- **Instructions for the task**:
From the records below, please print only the lines from the one containing "Give me the" through the one containing "import React from", both included. Skip the pictures.
***** Input material *****
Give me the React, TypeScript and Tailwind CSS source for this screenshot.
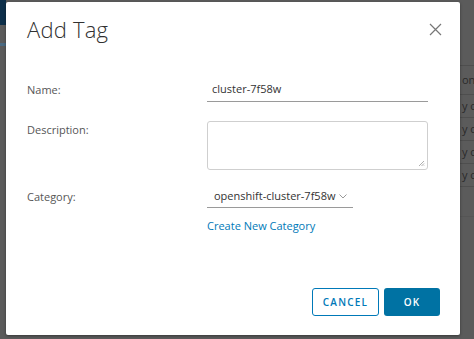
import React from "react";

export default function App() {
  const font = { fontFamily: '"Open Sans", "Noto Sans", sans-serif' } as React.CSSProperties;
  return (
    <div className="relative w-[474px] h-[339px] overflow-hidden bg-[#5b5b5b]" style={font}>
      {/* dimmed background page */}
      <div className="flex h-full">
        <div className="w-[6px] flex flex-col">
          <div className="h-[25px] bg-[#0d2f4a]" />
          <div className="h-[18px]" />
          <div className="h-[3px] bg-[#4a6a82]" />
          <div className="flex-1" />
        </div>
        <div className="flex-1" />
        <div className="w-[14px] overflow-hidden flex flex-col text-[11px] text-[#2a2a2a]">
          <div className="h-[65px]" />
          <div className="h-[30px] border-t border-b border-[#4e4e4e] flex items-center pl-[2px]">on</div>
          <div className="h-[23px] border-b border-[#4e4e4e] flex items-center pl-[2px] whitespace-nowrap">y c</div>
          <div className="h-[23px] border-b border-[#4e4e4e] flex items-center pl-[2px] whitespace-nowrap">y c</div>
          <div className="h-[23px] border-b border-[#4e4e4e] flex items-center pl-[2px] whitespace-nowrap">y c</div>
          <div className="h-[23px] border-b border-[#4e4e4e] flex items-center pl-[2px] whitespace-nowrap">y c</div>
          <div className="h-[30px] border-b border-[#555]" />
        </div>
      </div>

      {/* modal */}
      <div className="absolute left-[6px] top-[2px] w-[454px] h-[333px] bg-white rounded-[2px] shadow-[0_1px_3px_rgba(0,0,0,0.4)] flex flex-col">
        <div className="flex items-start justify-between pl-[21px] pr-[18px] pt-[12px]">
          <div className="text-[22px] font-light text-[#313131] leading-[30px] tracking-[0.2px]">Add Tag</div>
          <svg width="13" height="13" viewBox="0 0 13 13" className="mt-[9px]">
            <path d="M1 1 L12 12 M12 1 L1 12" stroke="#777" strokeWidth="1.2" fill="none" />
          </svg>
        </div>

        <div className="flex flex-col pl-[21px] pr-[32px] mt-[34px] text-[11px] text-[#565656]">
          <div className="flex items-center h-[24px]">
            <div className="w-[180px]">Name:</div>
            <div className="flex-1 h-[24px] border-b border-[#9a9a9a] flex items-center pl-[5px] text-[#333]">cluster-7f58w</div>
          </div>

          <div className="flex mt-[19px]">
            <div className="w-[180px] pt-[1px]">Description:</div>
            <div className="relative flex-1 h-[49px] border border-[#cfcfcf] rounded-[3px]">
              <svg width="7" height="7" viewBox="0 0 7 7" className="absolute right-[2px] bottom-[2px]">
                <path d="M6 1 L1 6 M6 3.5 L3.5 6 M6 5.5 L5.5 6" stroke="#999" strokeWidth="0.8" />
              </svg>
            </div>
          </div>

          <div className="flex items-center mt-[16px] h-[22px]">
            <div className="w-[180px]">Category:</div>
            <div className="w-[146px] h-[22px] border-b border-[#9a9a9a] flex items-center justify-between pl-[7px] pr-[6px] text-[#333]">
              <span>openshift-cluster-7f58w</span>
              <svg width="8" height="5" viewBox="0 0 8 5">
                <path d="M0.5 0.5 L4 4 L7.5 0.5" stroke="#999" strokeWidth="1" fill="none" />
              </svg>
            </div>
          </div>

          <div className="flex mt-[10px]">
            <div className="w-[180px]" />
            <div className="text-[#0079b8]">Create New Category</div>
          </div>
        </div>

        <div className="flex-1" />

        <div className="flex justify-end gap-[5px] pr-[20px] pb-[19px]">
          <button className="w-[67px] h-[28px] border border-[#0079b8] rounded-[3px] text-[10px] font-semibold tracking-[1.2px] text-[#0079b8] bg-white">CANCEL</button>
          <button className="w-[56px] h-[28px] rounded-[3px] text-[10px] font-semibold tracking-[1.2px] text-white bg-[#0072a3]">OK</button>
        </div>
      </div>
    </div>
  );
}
*****
***** Input material *****
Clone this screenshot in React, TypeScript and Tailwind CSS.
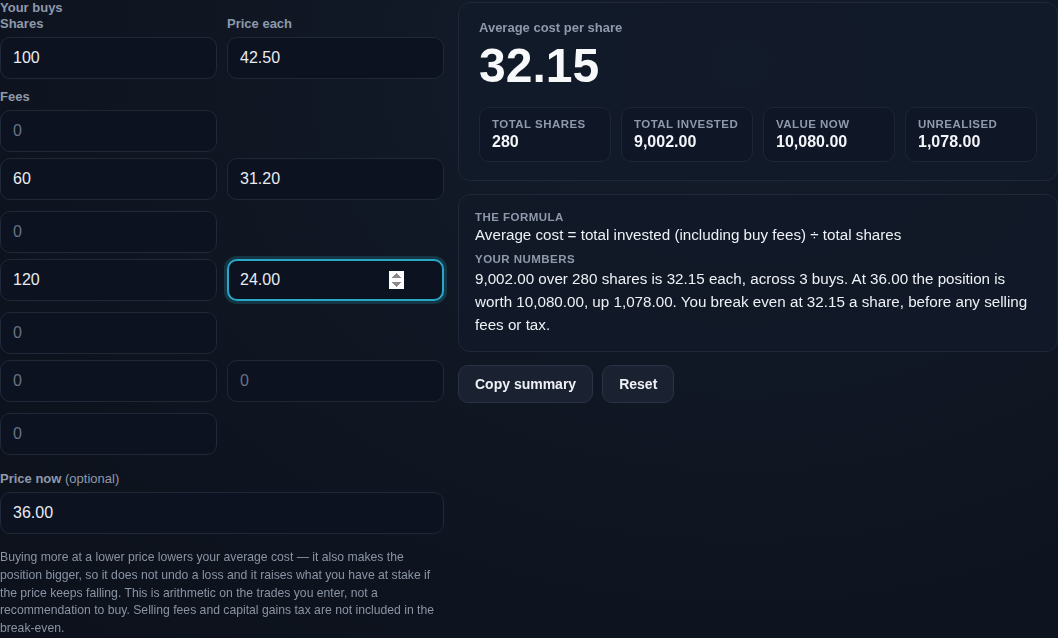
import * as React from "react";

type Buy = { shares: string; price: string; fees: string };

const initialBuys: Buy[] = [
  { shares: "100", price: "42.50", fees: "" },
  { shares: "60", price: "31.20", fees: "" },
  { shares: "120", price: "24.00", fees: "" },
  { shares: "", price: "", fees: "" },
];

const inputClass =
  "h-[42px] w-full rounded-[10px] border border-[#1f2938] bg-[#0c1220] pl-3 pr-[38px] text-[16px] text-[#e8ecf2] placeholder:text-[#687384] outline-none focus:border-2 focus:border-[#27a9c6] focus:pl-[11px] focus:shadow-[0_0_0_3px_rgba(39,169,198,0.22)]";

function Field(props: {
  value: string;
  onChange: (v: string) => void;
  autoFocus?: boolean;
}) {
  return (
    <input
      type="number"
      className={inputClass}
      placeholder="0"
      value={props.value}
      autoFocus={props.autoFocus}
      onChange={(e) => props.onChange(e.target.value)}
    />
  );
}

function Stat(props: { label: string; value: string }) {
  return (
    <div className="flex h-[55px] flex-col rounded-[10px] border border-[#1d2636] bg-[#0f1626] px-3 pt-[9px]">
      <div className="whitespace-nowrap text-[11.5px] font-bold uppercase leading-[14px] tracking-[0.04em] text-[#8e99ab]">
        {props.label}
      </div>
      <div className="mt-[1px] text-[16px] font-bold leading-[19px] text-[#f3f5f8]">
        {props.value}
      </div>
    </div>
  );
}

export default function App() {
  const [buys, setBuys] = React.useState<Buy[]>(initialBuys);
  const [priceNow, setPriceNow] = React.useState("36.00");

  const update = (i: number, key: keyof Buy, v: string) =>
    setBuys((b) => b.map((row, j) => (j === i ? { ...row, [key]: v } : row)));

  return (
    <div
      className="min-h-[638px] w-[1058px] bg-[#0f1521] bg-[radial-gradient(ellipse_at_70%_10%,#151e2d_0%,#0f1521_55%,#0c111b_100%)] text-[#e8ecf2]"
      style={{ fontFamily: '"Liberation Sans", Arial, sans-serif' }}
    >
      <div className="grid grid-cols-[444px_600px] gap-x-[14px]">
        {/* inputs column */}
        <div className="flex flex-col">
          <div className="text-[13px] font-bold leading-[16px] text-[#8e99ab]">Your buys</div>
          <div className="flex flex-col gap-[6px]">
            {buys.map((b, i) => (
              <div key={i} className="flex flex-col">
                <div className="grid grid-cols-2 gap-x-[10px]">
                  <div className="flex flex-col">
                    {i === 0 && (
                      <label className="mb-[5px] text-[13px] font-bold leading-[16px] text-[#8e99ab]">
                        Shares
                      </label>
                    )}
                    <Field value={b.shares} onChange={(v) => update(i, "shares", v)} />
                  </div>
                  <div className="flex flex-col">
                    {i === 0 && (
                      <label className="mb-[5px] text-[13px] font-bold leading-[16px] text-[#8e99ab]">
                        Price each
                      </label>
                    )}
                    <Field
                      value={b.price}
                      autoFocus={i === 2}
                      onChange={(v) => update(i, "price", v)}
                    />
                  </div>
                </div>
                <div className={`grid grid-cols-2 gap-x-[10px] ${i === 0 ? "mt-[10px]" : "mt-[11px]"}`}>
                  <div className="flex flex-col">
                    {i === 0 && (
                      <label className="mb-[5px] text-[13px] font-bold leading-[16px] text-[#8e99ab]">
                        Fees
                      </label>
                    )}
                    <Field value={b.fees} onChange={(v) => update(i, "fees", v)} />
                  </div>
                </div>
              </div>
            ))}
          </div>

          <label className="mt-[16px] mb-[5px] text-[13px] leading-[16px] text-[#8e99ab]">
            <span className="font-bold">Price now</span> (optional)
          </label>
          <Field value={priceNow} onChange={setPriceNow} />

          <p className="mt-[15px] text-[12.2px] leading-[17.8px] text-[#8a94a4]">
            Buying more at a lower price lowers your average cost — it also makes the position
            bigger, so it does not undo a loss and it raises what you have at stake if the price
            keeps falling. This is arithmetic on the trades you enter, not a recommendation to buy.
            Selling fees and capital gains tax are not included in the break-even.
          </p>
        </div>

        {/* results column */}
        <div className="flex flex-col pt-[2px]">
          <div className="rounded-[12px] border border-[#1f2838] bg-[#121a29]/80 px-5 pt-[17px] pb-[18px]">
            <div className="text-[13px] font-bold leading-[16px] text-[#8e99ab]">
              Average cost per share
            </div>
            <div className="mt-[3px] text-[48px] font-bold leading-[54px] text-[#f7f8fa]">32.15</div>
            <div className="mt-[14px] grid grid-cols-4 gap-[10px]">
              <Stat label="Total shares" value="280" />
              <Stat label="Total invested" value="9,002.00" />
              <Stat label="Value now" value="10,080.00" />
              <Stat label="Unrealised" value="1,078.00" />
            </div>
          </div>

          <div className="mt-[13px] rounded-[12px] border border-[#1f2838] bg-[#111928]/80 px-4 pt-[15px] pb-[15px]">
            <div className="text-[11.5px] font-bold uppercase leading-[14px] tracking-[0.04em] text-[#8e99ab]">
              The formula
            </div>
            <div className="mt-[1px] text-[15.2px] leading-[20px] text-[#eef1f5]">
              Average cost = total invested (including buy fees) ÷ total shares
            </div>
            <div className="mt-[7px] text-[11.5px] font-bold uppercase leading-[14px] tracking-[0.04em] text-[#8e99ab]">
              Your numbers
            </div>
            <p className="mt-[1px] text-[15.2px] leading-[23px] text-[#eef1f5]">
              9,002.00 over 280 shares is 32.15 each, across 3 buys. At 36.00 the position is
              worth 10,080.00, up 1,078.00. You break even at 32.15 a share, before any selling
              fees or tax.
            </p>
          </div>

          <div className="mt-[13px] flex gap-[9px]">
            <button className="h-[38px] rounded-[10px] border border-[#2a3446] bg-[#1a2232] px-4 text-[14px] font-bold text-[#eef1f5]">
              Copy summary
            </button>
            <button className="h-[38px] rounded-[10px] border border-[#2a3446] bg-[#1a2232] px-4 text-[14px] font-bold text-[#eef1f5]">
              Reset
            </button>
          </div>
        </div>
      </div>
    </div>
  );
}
*****
***** Input material *****
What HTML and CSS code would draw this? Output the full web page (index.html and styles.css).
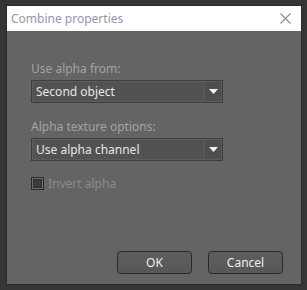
*****
- **Reply to the task**:
Give me the React, TypeScript and Tailwind CSS source for this screenshot.
import React from "react";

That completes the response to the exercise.